* Set problem
State the number of lines in these records that include the word "TypeScript", and add nothing to it.

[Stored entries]
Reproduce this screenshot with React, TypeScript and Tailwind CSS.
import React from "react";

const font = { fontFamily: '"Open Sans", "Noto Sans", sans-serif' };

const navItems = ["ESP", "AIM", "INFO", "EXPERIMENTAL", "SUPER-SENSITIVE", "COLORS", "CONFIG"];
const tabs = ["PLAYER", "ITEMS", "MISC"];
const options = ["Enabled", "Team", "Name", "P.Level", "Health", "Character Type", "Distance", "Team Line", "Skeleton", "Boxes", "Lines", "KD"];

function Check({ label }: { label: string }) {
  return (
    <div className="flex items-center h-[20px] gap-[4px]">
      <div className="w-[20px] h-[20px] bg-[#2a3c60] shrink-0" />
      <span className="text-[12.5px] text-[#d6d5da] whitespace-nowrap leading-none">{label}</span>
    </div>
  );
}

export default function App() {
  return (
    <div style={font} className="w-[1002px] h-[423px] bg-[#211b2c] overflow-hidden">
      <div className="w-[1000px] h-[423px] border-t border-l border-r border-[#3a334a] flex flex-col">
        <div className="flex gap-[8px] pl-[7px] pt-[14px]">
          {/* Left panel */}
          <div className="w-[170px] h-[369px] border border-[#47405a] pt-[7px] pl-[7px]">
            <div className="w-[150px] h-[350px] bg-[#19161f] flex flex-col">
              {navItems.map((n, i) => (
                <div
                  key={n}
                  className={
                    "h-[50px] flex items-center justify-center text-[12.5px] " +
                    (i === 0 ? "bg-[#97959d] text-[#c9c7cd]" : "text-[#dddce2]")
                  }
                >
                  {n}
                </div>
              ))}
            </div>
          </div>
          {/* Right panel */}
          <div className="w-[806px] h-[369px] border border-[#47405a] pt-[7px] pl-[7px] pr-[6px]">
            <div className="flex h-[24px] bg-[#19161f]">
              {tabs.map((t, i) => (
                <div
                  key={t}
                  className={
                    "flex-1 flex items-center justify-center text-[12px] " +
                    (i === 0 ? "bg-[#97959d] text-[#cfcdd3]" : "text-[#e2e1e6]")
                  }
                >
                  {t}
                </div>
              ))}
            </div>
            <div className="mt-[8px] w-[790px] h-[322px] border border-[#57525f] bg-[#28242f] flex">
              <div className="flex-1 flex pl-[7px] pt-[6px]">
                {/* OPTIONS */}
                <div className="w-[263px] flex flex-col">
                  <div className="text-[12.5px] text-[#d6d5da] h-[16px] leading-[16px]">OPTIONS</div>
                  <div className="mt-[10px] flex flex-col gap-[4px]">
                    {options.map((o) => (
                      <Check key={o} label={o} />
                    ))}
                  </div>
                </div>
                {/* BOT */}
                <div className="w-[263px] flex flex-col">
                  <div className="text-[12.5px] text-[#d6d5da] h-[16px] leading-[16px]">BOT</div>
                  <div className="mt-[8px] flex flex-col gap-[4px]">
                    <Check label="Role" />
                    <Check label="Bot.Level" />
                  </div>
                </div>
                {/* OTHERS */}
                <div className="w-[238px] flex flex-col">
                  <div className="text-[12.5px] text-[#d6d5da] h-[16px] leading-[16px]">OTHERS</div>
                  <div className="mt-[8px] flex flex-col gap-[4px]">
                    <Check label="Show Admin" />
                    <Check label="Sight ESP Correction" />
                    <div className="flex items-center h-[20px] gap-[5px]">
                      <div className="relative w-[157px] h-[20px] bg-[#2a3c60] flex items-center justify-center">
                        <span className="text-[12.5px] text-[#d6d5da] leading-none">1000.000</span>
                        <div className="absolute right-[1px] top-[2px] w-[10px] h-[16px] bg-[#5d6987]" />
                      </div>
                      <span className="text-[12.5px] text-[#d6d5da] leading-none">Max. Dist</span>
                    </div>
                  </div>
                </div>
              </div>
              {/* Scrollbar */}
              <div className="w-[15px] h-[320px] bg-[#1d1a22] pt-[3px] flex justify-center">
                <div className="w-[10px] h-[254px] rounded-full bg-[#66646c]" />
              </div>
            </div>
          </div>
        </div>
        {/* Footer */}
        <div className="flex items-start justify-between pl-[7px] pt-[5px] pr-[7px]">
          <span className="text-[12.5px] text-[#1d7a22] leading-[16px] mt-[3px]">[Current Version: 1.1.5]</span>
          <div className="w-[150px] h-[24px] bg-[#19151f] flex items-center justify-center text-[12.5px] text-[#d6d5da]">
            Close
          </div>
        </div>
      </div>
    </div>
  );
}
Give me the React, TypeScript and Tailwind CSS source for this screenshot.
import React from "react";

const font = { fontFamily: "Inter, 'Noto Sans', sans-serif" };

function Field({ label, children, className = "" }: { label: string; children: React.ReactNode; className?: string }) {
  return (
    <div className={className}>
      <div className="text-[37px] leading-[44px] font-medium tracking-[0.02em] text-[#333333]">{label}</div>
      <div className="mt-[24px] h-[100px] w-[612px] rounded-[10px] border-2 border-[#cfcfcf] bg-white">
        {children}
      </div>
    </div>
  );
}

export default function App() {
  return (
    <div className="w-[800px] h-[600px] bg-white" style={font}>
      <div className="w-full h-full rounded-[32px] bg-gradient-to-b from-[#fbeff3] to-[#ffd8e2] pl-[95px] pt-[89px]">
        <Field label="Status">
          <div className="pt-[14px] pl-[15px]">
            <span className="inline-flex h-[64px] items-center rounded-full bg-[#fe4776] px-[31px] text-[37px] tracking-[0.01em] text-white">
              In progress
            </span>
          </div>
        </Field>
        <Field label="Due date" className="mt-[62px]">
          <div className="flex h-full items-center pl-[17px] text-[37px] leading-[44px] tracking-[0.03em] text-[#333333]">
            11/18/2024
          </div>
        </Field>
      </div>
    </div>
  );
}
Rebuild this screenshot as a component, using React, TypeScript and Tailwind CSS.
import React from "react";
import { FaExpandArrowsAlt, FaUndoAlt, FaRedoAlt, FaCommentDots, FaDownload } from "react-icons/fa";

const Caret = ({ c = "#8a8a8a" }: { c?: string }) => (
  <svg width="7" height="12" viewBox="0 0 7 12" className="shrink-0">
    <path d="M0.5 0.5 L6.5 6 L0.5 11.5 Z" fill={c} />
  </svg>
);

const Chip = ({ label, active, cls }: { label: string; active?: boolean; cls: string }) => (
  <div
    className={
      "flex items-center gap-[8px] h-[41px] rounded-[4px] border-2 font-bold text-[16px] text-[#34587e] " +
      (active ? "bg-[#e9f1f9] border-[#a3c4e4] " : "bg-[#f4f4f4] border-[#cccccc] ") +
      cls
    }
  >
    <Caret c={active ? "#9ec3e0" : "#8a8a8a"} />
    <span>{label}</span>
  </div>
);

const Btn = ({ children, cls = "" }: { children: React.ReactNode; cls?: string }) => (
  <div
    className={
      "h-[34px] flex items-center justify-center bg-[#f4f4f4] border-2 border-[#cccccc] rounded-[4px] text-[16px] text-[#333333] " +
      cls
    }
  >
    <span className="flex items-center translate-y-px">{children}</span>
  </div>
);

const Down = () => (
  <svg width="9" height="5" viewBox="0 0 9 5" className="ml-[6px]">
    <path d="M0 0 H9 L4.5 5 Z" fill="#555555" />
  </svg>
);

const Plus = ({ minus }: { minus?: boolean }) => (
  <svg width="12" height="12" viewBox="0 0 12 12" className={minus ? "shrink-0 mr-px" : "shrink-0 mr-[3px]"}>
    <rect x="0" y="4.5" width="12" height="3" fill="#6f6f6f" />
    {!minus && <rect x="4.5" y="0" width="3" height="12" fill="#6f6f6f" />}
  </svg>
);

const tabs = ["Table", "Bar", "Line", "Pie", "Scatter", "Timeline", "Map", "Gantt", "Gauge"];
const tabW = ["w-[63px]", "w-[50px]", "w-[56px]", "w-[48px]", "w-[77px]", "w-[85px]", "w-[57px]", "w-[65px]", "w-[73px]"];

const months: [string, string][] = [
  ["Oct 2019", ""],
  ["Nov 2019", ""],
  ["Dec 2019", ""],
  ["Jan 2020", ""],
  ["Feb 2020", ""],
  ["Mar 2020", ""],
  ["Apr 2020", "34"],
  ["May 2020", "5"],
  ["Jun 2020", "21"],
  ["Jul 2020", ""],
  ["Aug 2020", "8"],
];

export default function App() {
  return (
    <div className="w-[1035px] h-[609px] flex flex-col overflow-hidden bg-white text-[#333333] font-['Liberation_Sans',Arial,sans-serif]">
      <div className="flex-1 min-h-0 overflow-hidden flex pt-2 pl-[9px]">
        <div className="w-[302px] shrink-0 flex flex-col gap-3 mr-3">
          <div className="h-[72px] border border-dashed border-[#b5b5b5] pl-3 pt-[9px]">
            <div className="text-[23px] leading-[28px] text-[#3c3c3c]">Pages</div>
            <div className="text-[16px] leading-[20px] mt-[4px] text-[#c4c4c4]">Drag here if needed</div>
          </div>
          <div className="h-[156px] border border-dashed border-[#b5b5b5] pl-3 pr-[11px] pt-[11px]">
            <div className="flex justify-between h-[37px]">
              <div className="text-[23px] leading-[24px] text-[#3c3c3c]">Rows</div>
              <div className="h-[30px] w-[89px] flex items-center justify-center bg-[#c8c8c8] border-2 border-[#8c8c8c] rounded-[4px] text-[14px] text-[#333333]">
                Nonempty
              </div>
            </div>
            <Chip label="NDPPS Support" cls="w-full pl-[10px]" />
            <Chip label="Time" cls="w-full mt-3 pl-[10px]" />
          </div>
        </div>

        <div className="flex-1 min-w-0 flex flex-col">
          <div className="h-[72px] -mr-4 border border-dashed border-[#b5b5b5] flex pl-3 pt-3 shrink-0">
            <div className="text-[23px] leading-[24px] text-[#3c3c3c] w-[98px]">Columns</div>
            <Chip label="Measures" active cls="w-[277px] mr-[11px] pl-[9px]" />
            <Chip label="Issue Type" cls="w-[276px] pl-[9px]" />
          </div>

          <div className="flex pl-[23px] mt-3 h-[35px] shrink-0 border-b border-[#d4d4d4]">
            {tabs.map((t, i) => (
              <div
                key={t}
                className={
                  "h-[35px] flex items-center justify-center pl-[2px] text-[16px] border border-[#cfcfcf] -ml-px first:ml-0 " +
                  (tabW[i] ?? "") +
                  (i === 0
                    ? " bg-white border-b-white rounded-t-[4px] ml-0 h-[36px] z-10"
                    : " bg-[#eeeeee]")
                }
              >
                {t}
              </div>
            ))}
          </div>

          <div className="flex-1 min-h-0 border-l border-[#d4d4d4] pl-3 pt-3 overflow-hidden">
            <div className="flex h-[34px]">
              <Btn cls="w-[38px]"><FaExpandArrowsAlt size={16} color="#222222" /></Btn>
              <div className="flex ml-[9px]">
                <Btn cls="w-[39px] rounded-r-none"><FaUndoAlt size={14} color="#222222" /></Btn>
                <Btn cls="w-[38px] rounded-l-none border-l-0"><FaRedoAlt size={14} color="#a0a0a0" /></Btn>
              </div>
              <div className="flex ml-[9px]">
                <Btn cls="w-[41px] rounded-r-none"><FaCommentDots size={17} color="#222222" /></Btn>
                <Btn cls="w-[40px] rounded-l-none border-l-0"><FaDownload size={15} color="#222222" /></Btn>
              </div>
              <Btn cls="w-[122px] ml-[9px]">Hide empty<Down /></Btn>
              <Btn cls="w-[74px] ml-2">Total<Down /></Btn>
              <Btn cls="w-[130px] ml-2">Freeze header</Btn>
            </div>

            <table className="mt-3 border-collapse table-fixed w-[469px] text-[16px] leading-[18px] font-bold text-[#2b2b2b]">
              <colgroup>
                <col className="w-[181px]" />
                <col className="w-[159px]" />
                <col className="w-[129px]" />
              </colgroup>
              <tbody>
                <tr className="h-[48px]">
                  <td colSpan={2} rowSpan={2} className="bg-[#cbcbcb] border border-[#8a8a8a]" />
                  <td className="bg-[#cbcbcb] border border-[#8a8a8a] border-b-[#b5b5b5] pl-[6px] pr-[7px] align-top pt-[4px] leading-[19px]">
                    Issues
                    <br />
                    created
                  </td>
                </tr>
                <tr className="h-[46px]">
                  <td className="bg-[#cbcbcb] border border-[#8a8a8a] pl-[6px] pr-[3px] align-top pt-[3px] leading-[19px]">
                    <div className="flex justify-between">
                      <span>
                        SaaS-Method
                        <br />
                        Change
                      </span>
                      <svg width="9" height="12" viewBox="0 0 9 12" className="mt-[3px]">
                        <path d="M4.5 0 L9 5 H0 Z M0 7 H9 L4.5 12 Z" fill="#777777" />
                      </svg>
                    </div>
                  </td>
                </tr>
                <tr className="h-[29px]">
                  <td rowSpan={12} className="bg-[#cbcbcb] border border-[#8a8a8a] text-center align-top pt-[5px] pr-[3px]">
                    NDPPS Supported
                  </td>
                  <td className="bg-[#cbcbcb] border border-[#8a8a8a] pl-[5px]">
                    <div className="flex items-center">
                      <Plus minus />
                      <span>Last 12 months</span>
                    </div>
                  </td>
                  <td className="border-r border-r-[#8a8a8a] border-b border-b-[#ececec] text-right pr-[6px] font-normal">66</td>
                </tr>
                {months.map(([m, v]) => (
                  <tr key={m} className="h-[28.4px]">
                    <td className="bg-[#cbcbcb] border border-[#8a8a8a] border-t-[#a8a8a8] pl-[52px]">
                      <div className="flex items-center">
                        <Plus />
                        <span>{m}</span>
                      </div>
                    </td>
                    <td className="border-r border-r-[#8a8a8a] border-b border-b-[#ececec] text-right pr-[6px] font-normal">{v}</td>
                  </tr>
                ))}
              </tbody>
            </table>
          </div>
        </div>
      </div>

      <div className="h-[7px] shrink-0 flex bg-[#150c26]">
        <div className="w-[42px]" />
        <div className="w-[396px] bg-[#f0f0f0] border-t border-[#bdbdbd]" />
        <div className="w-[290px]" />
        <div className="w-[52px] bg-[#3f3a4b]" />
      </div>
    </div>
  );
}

* Solution to the problem
3